Biochemical and immunochemical characterization of venoms from snakes of the genus Agkistrodon.

In the present work, venoms from five species of the genus Agkistrodon were evaluated in terms of their enzymatic (Phospholipase A2 and caseinolytic) and biological (edema forming, hemorrhagic, procoagulant and lethal) effects. Horses were used to produce monovalent hyperimmune sera against each of three venoms (A. bilineatus, A. contortrix and A. piscivorus) and their neutralizing potency, expressed as Median Effective Dose (ED50), was determined against the venoms of all five species. In terms of PLA2 and caseinolytic activities, all venoms are extremely homogeneous. PLA2 activity is high, while caseinolytic activity is low when in contrast with that of the rattlesnake Crotalus simus. On the other hand, biological activities showed marked interspecific differences, particularly between the species from Mexico and those from the United States. Mexican species displayed higher edema-forming, hemorrhagic and lethal effects than US species, while none of the species studied presented procoagulant activity. All three monovalent hyperimmune sera showed good neutralizing potency against the analyzed venoms. Nonetheless, we observed relevant immunochemical differences among the venoms using ELISA and Western Blot assays. We conclude that the venoms of A. piscivorus (USA) and A. bilineatus would be ideal to use as immunogens for the production of a polyvalent antivenom with good neutralizing potency against the venoms of all the species of the genus.

Neutralization of Vipera and Macrovipera venoms by two experimental polyvalent antisera: a study of paraspecificity.

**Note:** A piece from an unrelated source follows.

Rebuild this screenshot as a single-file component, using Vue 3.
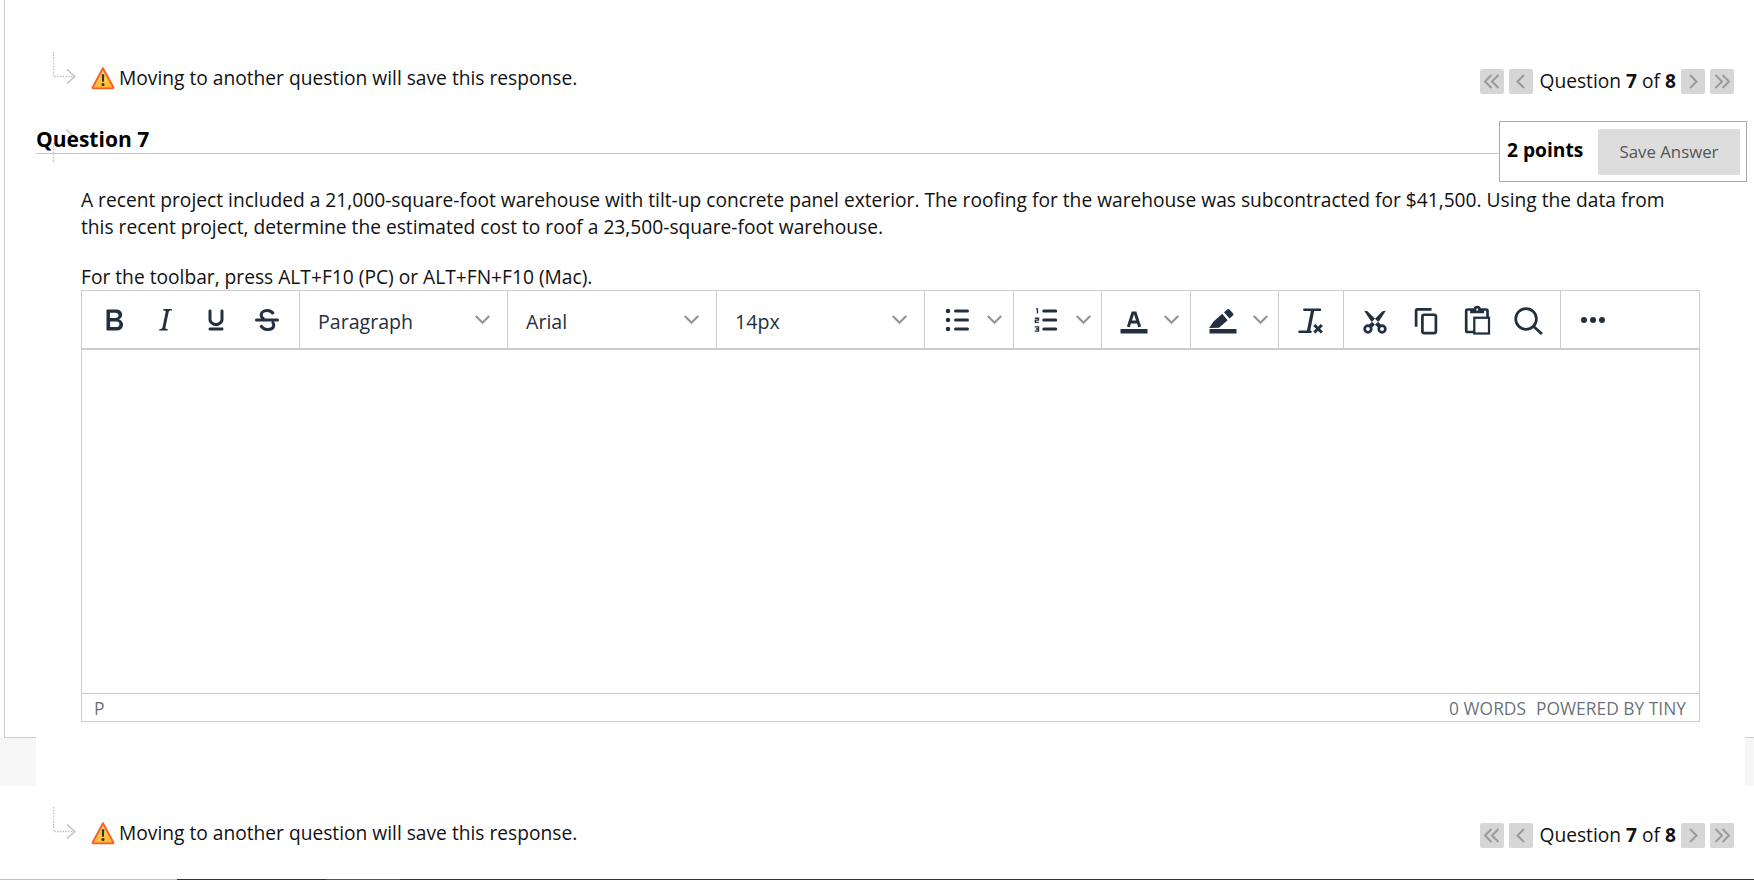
<script setup>
</script>

<template>
  <div class="page">
    <section class="panel">
      <div class="navrow top">
        <div class="msg">
          <svg class="elbow" width="24" height="33" viewBox="0 0 24 33">
            <path d="M.5 0V24.500H21" fill="none" stroke="#bdbdbd" stroke-width="1.400" stroke-dasharray="1.400 1.400" />
            <path d="M14 17.500l7.800 7-7.800 7" fill="none" stroke="#c4c4c4" stroke-width="1.600" />
          </svg>
          <svg class="warn" viewBox="0 0 22 22">
            <defs>
              <linearGradient id="wg" x1="0" y1="0" x2="0" y2="1">
                <stop offset="0" stop-color="#ffe071" />
                <stop offset="1" stop-color="#ffb52e" />
              </linearGradient>
            </defs>
            <path d="M11 2L20.500 19.600a.6.600 0 01-.5.900H2a.6.600 0 01-.5-.9z" fill="url(#wg)" stroke="#f2622a" stroke-width="1.800" stroke-linejoin="round" />
            <path d="M9.800 7.500h2.400l-.4 7h-1.600z" fill="#3a3226" />
            <circle cx="11" cy="17" r="1.400" fill="#3a3226" />
          </svg>
          <span>Moving to another question will save this response.</span>
        </div>
        <div class="pager">
          <span class="pbtn"><svg width="24" height="25" viewBox="0 0 24 25"><path d="M11.500 6L5 12.500 11.500 19M18.500 6L12 12.500 18.500 19" /></svg></span>
          <span class="pbtn"><svg width="24" height="25" viewBox="0 0 24 25"><path d="M15 6l-6.500 6.500L15 19" /></svg></span>
          <span class="ptext">Question <b>7</b> of <b>8</b></span>
          <span class="pbtn"><svg width="24" height="25" viewBox="0 0 24 25"><path d="M9 6l6.500 6.500L9 19" /></svg></span>
          <span class="pbtn"><svg width="24" height="25" viewBox="0 0 24 25"><path d="M5.500 6L12 12.500 5.500 19M12.500 6L19 12.500 12.500 19" /></svg></span>
        </div>
      </div>

      <div class="qhead">
        <div class="qtitle">
          <svg class="elbow2" width="24" height="34" viewBox="0 0 24 34">
            <path d="M.5 14V34" fill="none" stroke="#bdbdbd" stroke-width="1.400" stroke-dasharray="1.400 1.400" />
            <path d="M13 .5l7 6" fill="none" stroke="#c4c4c4" stroke-width="1.600" />
          </svg>
          <h2>Question 7</h2>
        </div>
        <div class="points">
          <strong>2 points</strong>
          <span class="save">Save Answer</span>
        </div>
      </div>

      <div class="body">
        <p class="q">A recent project included a 21,000-square-foot warehouse with tilt-up concrete panel exterior. The roofing for the warehouse was subcontracted for $41,500. Using the data from this recent project, determine the estimated cost to roof a 23,500-square-foot warehouse.</p>
        <p class="hint">For the toolbar, press ALT+F10 (PC) or ALT+FN+F10 (Mac).</p>

        <div class="editor">
          <div class="toolbar">
            <div class="grp g1">
              <span class="tb"><svg class="ic" viewBox="0 0 24 24"><path d="M7.800 19c-.3 0-.5 0-.6-.2l-.2-.5V5.700c0-.2 0-.4.200-.5l.6-.2h5c1.500 0 2.700.3 3.500 1 .7.600 1.100 1.400 1.100 2.500a3 3 0 01-.6 1.900c-.4.600-1 1-1.600 1.200.4.100.9.300 1.300.6s.8.700 1 1.200c.4.400.5 1 .5 1.600 0 1.300-.4 2.300-1.300 3-.8.700-2.100 1-3.800 1H7.800zm5-8.300c.6 0 1.200-.1 1.600-.5.400-.3.6-.7.6-1.300 0-1.100-.8-1.700-2.300-1.700H9.300v3.500h3.500zm.5 6c.7 0 1.300-.1 1.700-.4.400-.4.600-.9.600-1.500s-.2-1-.7-1.400c-.4-.3-1-.4-2-.4H9.400v3.700h3.900z" /></svg></span>
              <span class="tb"><svg class="ic" viewBox="0 0 24 24"><path d="M16.700 4.700l-.1.900h-.3c-.6 0-1 0-1.400.3-.3.300-.4.600-.5 1.100l-2.100 9.800v.6c0 .5.400.8 1.400.8h.2l-.2.8H8l.2-.8h.2c1.100 0 1.800-.5 2-1.500l2-9.800.1-.5c0-.6-.4-.8-1.400-.8h-.3l.2-.9h5.800z" /></svg></span>
              <span class="tb"><svg class="ic" viewBox="0 0 24 24"><path d="M16 5c.6 0 1 .4 1 1v5.500a4 4 0 01-.4 1.800l-1 1.400a5.300 5.300 0 01-5.500 1 5 5 0 01-1.600-1c-.5-.4-.8-.9-1.100-1.400a4 4 0 01-.4-1.800V6c0-.6.400-1 1-1s1 .4 1 1v5.500c0 .3 0 .6.200 1l.6.700a3.300 3.300 0 002.200.8 3.400 3.400 0 002.200-.8c.3-.2.400-.5.600-.8l.2-.9V6c0-.6.400-1 1-1zM8 17h8c.6 0 1 .4 1 1s-.4 1-1 1H8a1 1 0 010-2z" /></svg></span>
              <span class="tb"><svg class="ic" viewBox="0 0 24 24"><path class="line s" d="M16.300 8c-.9-1.500-2.300-2.300-4.200-2.300-2.500 0-4 1.300-4 3 0 1.300.8 2.100 2 2.700M7.800 15.500c.9 1.700 2.400 2.800 4.500 2.800 2.600 0 4.200-1.200 4.200-3 0-.9-.4-1.700-1.200-2.300" /><path d="M5 11h14a1 1 0 010 2H5a1 1 0 010-2z" /></svg></span>
            </div>
            <div class="grp sel s1"><span>Paragraph</span><svg class="chev" viewBox="0 0 15 15"><path d="M.8 4l6.700 6.700L14.200 4" /></svg></div>
            <div class="grp sel s2"><span>Arial</span><svg class="chev" viewBox="0 0 15 15"><path d="M.8 4l6.700 6.700L14.200 4" /></svg></div>
            <div class="grp sel s1"><span>14px</span><svg class="chev" viewBox="0 0 15 15"><path d="M.8 4l6.700 6.700L14.200 4" /></svg></div>

            <div class="grp split w89">
              <span class="tb"><svg class="ic" viewBox="0 0 24 24"><path d="M11 5h8a1 1 0 010 2h-8a1 1 0 010-2zm0 6h8a1 1 0 010 2h-8a1 1 0 010-2zm0 6h8a1 1 0 010 2h-8a1 1 0 010-2z" /><circle cx="6" cy="6" r="1.500" /><circle cx="6" cy="12" r="1.500" /><circle cx="6" cy="18" r="1.500" /></svg></span>
              <svg class="chev" viewBox="0 0 15 15"><path d="M.8 4l6.700 6.700L14.200 4" /></svg>
            </div>
            <div class="grp split">
              <span class="tb"><svg class="ic" viewBox="0 0 24 24"><path d="M10.500 5h8a1 1 0 010 2h-8a1 1 0 010-2zm0 6h8a1 1 0 010 2h-8a1 1 0 010-2zm0 6h8a1 1 0 010 2h-8a1 1 0 010-2z" /><path class="thin" d="M5.300 4.600H6.300V7.600M4.600 10.800H7V12.100H4.900V13.600H7.200M4.500 16.600H7V19.400H4.500M5.200 18H7" /></svg></span>
              <svg class="chev" viewBox="0 0 15 15"><path d="M.8 4l6.700 6.700L14.200 4" /></svg>
            </div>
            <div class="grp split w89">
              <span class="tb"><svg class="ic" viewBox="0 0 24 24"><path class="thick" d="M8.200 16.600L11.200 7.300h1.600l3 9.300M9.400 13.400h5.200" /><path d="M3 18h18v3H3z" /></svg></span>
              <svg class="chev" viewBox="0 0 15 15"><path d="M.8 4l6.700 6.700L14.200 4" /></svg>
            </div>
            <div class="grp split">
              <span class="tb"><svg class="ic" viewBox="0 0 24 24"><path d="M9.300 17.200L5.700 13 11.500 7.900 15.100 12.100zM2.700 17.300L5.700 13 9.300 17.200zM16.300 11L12.700 6.800 15 4.900a1 1 0 011.400.1l2.300 2.600a1 1 0 01-.1 1.400z" /><path d="M3 18h18v3H3z" /></svg></span>
              <svg class="chev" viewBox="0 0 15 15"><path d="M.8 4l6.700 6.700L14.200 4" /></svg>
            </div>
            <div class="grp w65">
              <span class="tb"><svg class="ic" viewBox="0 0 24 24"><path d="M7.500 4.400h10.500a.8.800 0 010 1.600H7.500a.8.800 0 010-1.600zM12 5.500h2.200l-2.800 14H9.200z" /><path d="M4.300 19h7.400a.8.800 0 010 1.600H4.300a.8.800 0 010-1.600z" /><path class="thick" d="M14.200 15.300l5 5M19.200 15.300l-5 5" /></svg></span>
            </div>
            <div class="grp w217">
              <span class="tb"><svg class="ic" viewBox="0 0 24 24"><circle class="line thickring" cx="7.300" cy="18" r="2.200" /><circle class="line thickring" cx="16.700" cy="18" r="2.200" /><path d="M4.800 5.800L7 6.200 16 15.200 14.400 17.300 9 12.400zM19.200 5.800L17 6.200 8 15.200 9.600 17.300 15 12.400z" /></svg></span>
              <span class="tb"><svg class="ic" viewBox="0 0 24 24"><path class="line wide" d="M15.700 4.900H6.200a.8.800 0 00-.8.800V16.500" /><rect class="line wide" x="9.600" y="8.500" width="9" height="12.200" rx="1.200" /></svg></span>
              <span class="tb"><svg class="ic" viewBox="0 0 24 24"><path class="line wide" d="M8.300 5H5.800a1 1 0 00-1 1v13a1 1 0 001 1H10M16.200 5H18a1 1 0 011 1v4.400M8.300 6.600h7.500V5h-2.100a1.500 1.500 0 00-3.100 0h-2.300z" /><rect class="line" x="10.200" y="10.500" width="9.800" height="10.500" /></svg></span>
              <span class="tb"><svg class="ic" viewBox="0 0 24 24"><circle class="line wide" cx="10.700" cy="11.300" r="6.900" /><path class="line wide" d="M15.800 16.300l5.500 5" /></svg></span>
            </div>
            <div class="grp last">
              <span class="tb"><svg class="ic" viewBox="0 0 24 24"><circle cx="6" cy="12" r="2" /><circle cx="12" cy="12" r="2" /><circle cx="18" cy="12" r="2" /></svg></span>
            </div>
          </div>
          <div class="area"></div>
          <div class="status">
            <span>P</span>
            <span class="right"><span>0 words</span><span>Powered by Tiny</span></span>
          </div>
        </div>
      </div>
    </section>

    <div class="strip">
      <div class="side left"><i></i></div>
      <div class="mid"></div>
      <div class="side rightside"><i></i></div>
    </div>

    <div class="navrow bottom">
      <div class="msg">
        <svg class="elbow" width="24" height="33" viewBox="0 0 24 33">
          <path d="M.5 0V24.500H21" fill="none" stroke="#bdbdbd" stroke-width="1.400" stroke-dasharray="1.400 1.400" />
          <path d="M14 17.500l7.800 7-7.800 7" fill="none" stroke="#c4c4c4" stroke-width="1.600" />
        </svg>
        <svg class="warn" viewBox="0 0 22 22">
          <path d="M11 2L20.500 19.600a.6.600 0 01-.5.900H2a.6.600 0 01-.5-.9z" fill="url(#wg)" stroke="#f2622a" stroke-width="1.800" stroke-linejoin="round" />
          <path d="M9.800 7.500h2.400l-.4 7h-1.600z" fill="#3a3226" />
          <circle cx="11" cy="17" r="1.400" fill="#3a3226" />
        </svg>
        <span>Moving to another question will save this response.</span>
      </div>
      <div class="pager">
        <span class="pbtn"><svg width="24" height="25" viewBox="0 0 24 25"><path d="M11.500 6L5 12.500 11.500 19M18.500 6L12 12.500 18.500 19" /></svg></span>
        <span class="pbtn"><svg width="24" height="25" viewBox="0 0 24 25"><path d="M15 6l-6.500 6.500L15 19" /></svg></span>
        <span class="ptext">Question <b>7</b> of <b>8</b></span>
        <span class="pbtn"><svg width="24" height="25" viewBox="0 0 24 25"><path d="M9 6l6.500 6.500L9 19" /></svg></span>
        <span class="pbtn"><svg width="24" height="25" viewBox="0 0 24 25"><path d="M5.500 6L12 12.500 5.500 19M12.500 6L19 12.500 12.500 19" /></svg></span>
      </div>
    </div>

    <div class="foot">
      <i class="f1"></i><i class="f2"></i><i class="f3"></i><i class="f4"></i>
    </div>
  </div>
</template>

<style scoped>
.page {
  height: 880px;
  width: 1754px;
  overflow: hidden;
  display: flex;
  flex-direction: column;
  background: #fff;
  font-family: "Open Sans", "Noto Sans", sans-serif;
  font-size: 19.2px;
  color: #111;
}
.panel {
  box-sizing: border-box;
  height: 737px;
  margin-left: 4px;
  padding-top: 52px;
  border-left: 1px solid #ccc;
}
.navrow {
  display: flex;
  justify-content: space-between;
  align-items: flex-end;
  height: 43px;
  padding-right: 20px;
}
.navrow.top {
  padding-left: 48px;
}
.navrow.bottom {
  height: 42px;
  margin-top: 21px;
  padding-left: 53px;
}
.msg {
  align-self: flex-start;
  display: flex;
  align-items: flex-start;
  line-height: 24px;
}
.msg span {
  padding-top: 14px;
}
.elbow {
  flex: none;
}
.warn {
  flex: none;
  width: 24px;
  height: 24px;
  margin: 14px 4px 0 14px;
}
.pager {
  display: flex;
  align-items: center;
  gap: 5px;
}
.pbtn {
  width: 24px;
  height: 25px;
  background: #d6d6d6;
  border-radius: 2px;
  display: block;
}
.pbtn svg {
  display: block;
  fill: none;
  stroke: #9a9a9a;
  stroke-width: 2;
}
.ptext {
  padding: 0 0 2px 1px;
  line-height: 25px;
}
.ptext b {
  font-weight: 700;
}
.qhead {
  display: flex;
  align-items: flex-start;
  margin: 26px 7px 0 31px;
}
.qtitle {
  position: relative;
  flex: 1;
  height: 33px;
  border-bottom: 1px solid #c8c8c8;
  box-sizing: border-box;
}
.qtitle h2 {
  position: relative;
  margin: 0;
  font-size: 21px;
  line-height: 36px;
  font-weight: 700;
  color: #000;
}
.elbow2 {
  position: absolute;
  left: 17px;
  top: 8px;
  overflow: visible;
}
.points {
  flex: none;
  box-sizing: border-box;
  width: 248px;
  height: 61px;
  border: 1px solid #aaa;
  display: flex;
  justify-content: space-between;
  align-items: center;
  padding: 0 6px 0 7px;
}
.points strong {
  font-size: 19.2px;
  color: #000;
  padding-bottom: 5px;
}
.save {
  box-sizing: border-box;
  width: 142px;
  height: 46px;
  background: #ddd;
  border-radius: 2px;
  color: #555;
  font-size: 16.8px;
  display: flex;
  align-items: center;
  justify-content: center;
}
.body {
  padding: 4px 54px 0 76px;
}
.q {
  margin: 0 0 24px;
  line-height: 27px;
}
.hint {
  margin: 0;
  line-height: 26px;
}
.editor {
  box-sizing: border-box;
  height: 432px;
  border: 1px solid #ccc;
  display: flex;
  flex-direction: column;
  color: #222f3e;
}
.toolbar {
  flex: none;
  height: 59px;
  box-sizing: border-box;
  border-bottom: 2px solid #ccc;
  display: flex;
}
.grp {
  flex: none;
  box-sizing: border-box;
  height: 57px;
  border-right: 1px solid #ccc;
  display: flex;
  align-items: center;
  padding: 0 7px;
}
.g1 {
  width: 218px;
}
.sel {
  padding: 0 17px 0 18px;
  justify-content: space-between;
  font-size: 19.6px;
}
.sel span {
  padding-top: 3px;
}
.s1 {
  width: 208px;
}
.s2 {
  width: 209px;
}
.split {
  width: 88px;
}
.split .chev {
  margin-left: 4px;
}
.w89 {
  width: 89px;
}
.w65 {
  width: 65px;
}
.w217 {
  width: 217px;
  padding: 0 6px;
}
.last {
  border-right: none;
}
.tb {
  flex: none;
  box-sizing: border-box;
  width: 51px;
  height: 57px;
  padding-right: 2px;
  display: flex;
  align-items: center;
  justify-content: center;
}
.ic {
  width: 36px;
  height: 36px;
  fill: #222f3e;
}
.ic .thin {
  fill: none;
  stroke: #222f3e;
  stroke-width: .9;
}
.ic .thick {
  fill: none;
  stroke: #222f3e;
  stroke-width: 2;
}
.ic .line {
  fill: none;
  stroke: #222f3e;
  stroke-width: 1.5;
}
.ic .wide,
.ic .thickring {
  stroke-width: 1.800;
}
.ic .s {
  stroke-width: 2;
}
.chev {
  flex: none;
  width: 15px;
  height: 15px;
  margin-top: -1px;
  fill: none;
  stroke: #222f3e;
  stroke-opacity: .5;
  stroke-width: 2.300;
}
.area {
  flex: 1;
}
.status {
  flex: none;
  box-sizing: border-box;
  height: 28px;
  border-top: 1px solid #ccc;
  display: flex;
  justify-content: space-between;
  align-items: center;
  padding: 0 13px 0 12px;
  font-size: 17.400px;
  color: rgba(34, 47, 62, .7);
}
.right {
  display: flex;
  gap: 10px;
  text-transform: uppercase;
}
.strip {
  flex: none;
  height: 49px;
  display: flex;
}
.side {
  flex: none;
  background: #f6f6f6;
}
.side i {
  display: block;
  height: 1px;
  background: #ccc;
}
.side.left {
  width: 36px;
}
.side.left i {
  margin-left: 4px;
}
.side.rightside {
  width: 9px;
}
.mid {
  flex: 1;
}
.foot {
  margin-top: auto;
  flex: none;
  height: 1px;
  display: flex;
}
.foot i {
  display: block;
  height: 1px;
}
.f1 {
  width: 177px;
  background: #c0c0c0;
}
.f2 {
  width: 149px;
  background: #333;
}
.f3 {
  width: 74px;
  background: #555;
}
.f4 {
  flex: 1;
  background: #333;
}
</style>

We conducted an extensive study of neutralization of lethality of 11 species and one subspecies of snakes of the genus Vipera, and of five species of Macrovipera, by two experimental equine antisera. One antiserum was a trivalent preparation raised against the venoms of Vipera aspis aspis, Vipera berus berus and Vipera ammodytes ammodytes; the other was a pentavalent preparation that also included venoms of Vipera (now Montivipera) xanthina and Macrovipera lebetina obtusa. We measured specific neutralization of lethality against all venoms included in the immunization schemes, and paraspecific neutralization against the venoms of Vipera ammodytes montandoni, Vipera (Montivipera) bornmuelleri, Vipera latastei, Vipera (Mo.) latifii, Vipera (Mo.) lotievi, Vipera (Daboia) palaestinae, Vipera (Mo.) raddei and Vipera seoanei, as well as against Macrovipera (D.) deserti, Macrovipera lebetina cernovi, Macrovipera lebetina turanica and Macrovipera schweitzeri. We found an important degree of paraspecific protection within each genera (omitting recent reclassification) that was quite independent of both the lethal potency of the venoms and their geographic origin. This information may be of use to clinicians charged with the treatment of Vipera or Macrovipera envenomations with non-specific antivenoms.